Use a double integral to find the volume of the solid shown in the figure.

Figure-1

This article covers the concept of multi-variable calculus and the aim is to understand the double integrals, how to evaluate and simplify them, and how they can be used to calculate the volume bounded by two surfaces or the area of a plane region over a general region. We will also learn how to simplify the Integral calculations by changing the order of integration and recognize if the functions of two variables are integrate-able over a region.

Volume is a scalar quantity defining the portion of three-dimensional space surrounded by a closed surface. Integrating a curve for any given limit gives us the volume that lies under the curve between the limits. Similarly, if the solid contains 2 variables in its equation, a double integral will be used to calculate its volume. We will first integrate the $dy$ with the given limits of $y$ and then integrate again the obtained result with $dx$ and this time with $x$ limits.
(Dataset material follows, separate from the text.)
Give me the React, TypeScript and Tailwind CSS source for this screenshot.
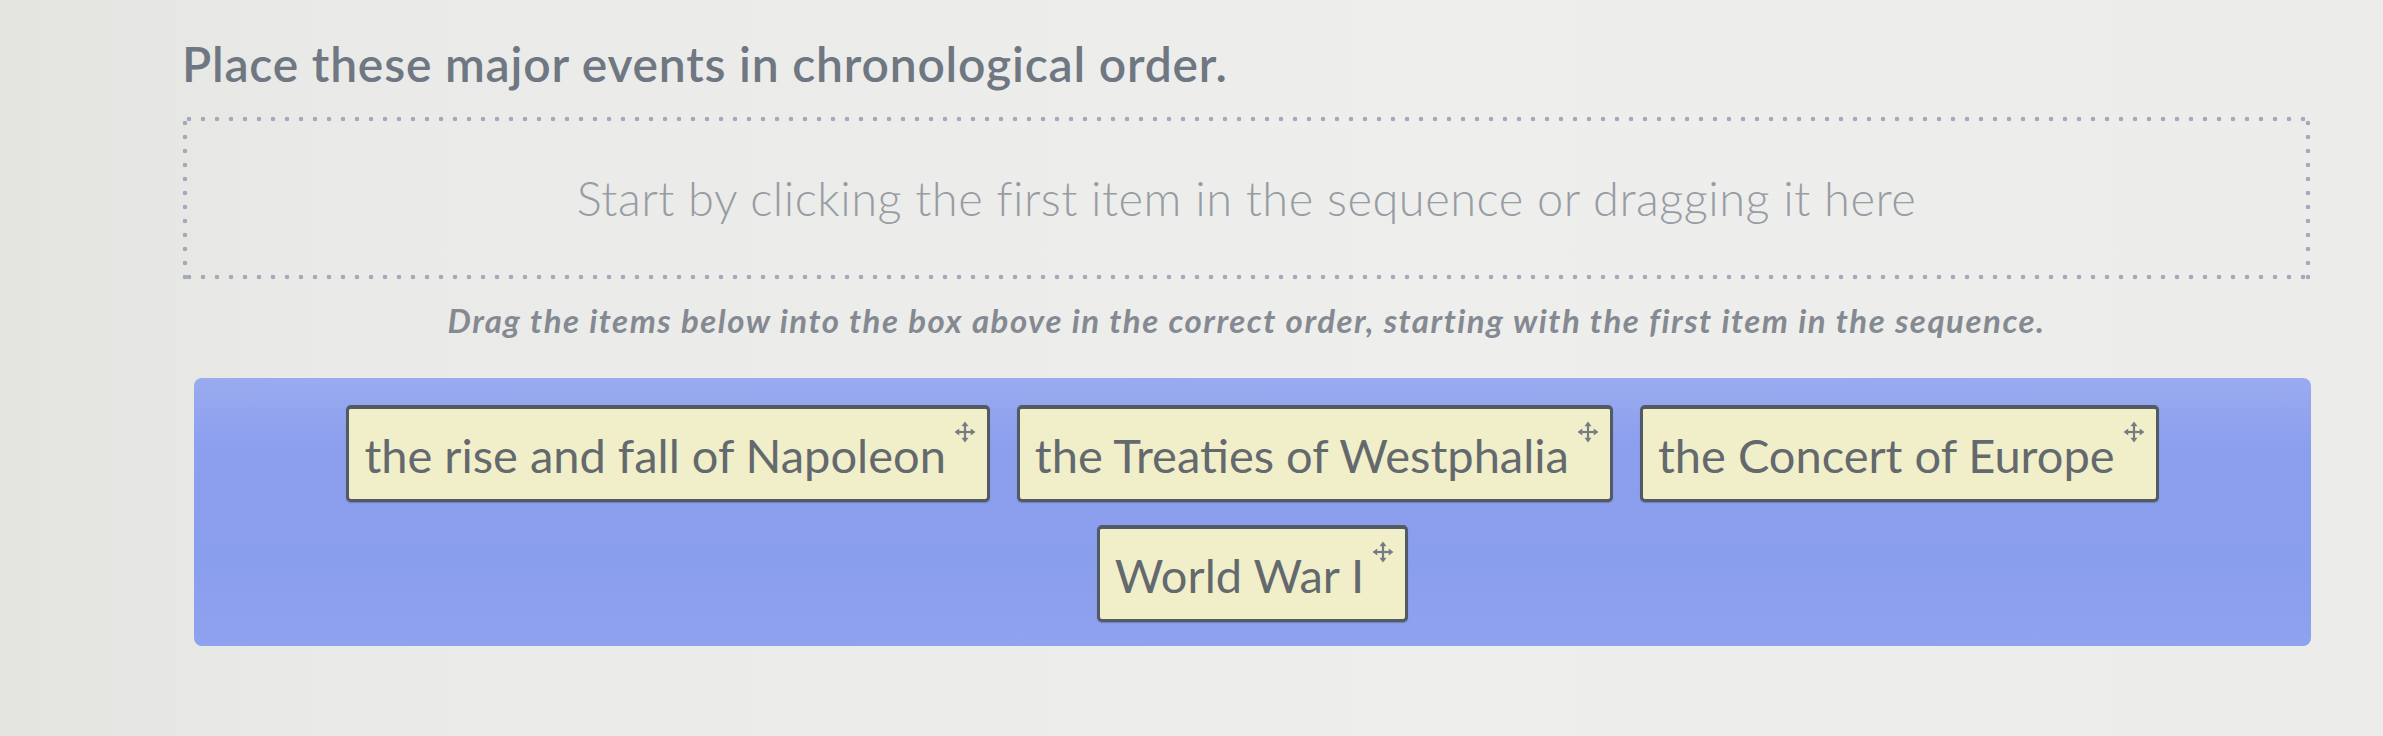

Depending upon the equation of the solid, the order can be changed to make the calculation simpler, and $dx$ can be integrated before $dy$ and vice versa.
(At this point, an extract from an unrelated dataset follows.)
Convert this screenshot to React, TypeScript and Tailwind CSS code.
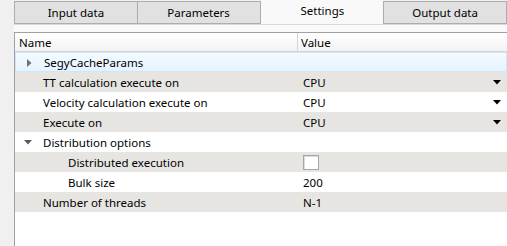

Given the equation of the solid is $z = 6-y$.

Limits are given as:

$0< x \leq 3$

$0< y \leq 4$

Formula for finding the volume is given as:

$V = \underset{y}{\int} \underset{x}{\int} z dydx$

Now inserting the limits of $x$ and $y$ and expression $z$ in the equation and solving for $V$:

$V = \int_0^3 \int_0^4 (6 – y) dydx$

Solving the internal integral $dy$ first:

$V = \int_0^3 \left[ 6y – \dfrac{y^2}{2} \right]_0^4 dx$

Now inserting the limits of $dy$ and subtracting the expression of the upper limit with an expression of the lower limit:

$V = \int_0^3 \left[ 6(4) – \dfrac{(4)^2}{2} \right] – \left[ 6(0) – \dfrac{(0)^2}{2} \right] dx$

$V = \int_0^3 \left[ 24 – \dfrac{16}{2} \right] dx$

$V = \int_0^3 \left[ 24 – 8 \right] dx$

$V = \int_0^3 16 dx$

Now that the only outer integral is left, solving for $dx$ to find the final answer of $V$.

$V = \int_0^3 16 dx$

$V = [16x]_0^3$

Inserting the limits and subtracting:

$V = [16(3) – 16(0)]$

$V = 48$

The volume of the solid using double integral is $V = 48$.

Example

The equation of the solid is: $z = x – 1$ with limits $0< x \leq 2$ and $0< y \leq 4$. Finds its volume.

Applying the formula:

$V = \underset{y}{\int} \underset{x}{\int} z dydx$

Inserting the limits and $z$:

$V = \int_0^2 \int_0^4 (x – 1) dydx$

Solving $dy$ first:

$V = \int_0^2 \left[ xy – y \right]_0^4 dx$

$V = \int_0^2 \left[ x(4) – 4 \right] – \left[ x(0) – 0 \right] dx$

$V = \int_0^2 4x -4 dx$

Solving for $dx$ to obtain the final answer of $V$.

$V = \left[ \dfrac{4x^2}{2} – 4x \right]_0^2$

Inserting the limits and subtracting:

$V = 2(2)^2 – 4$

$V = 4$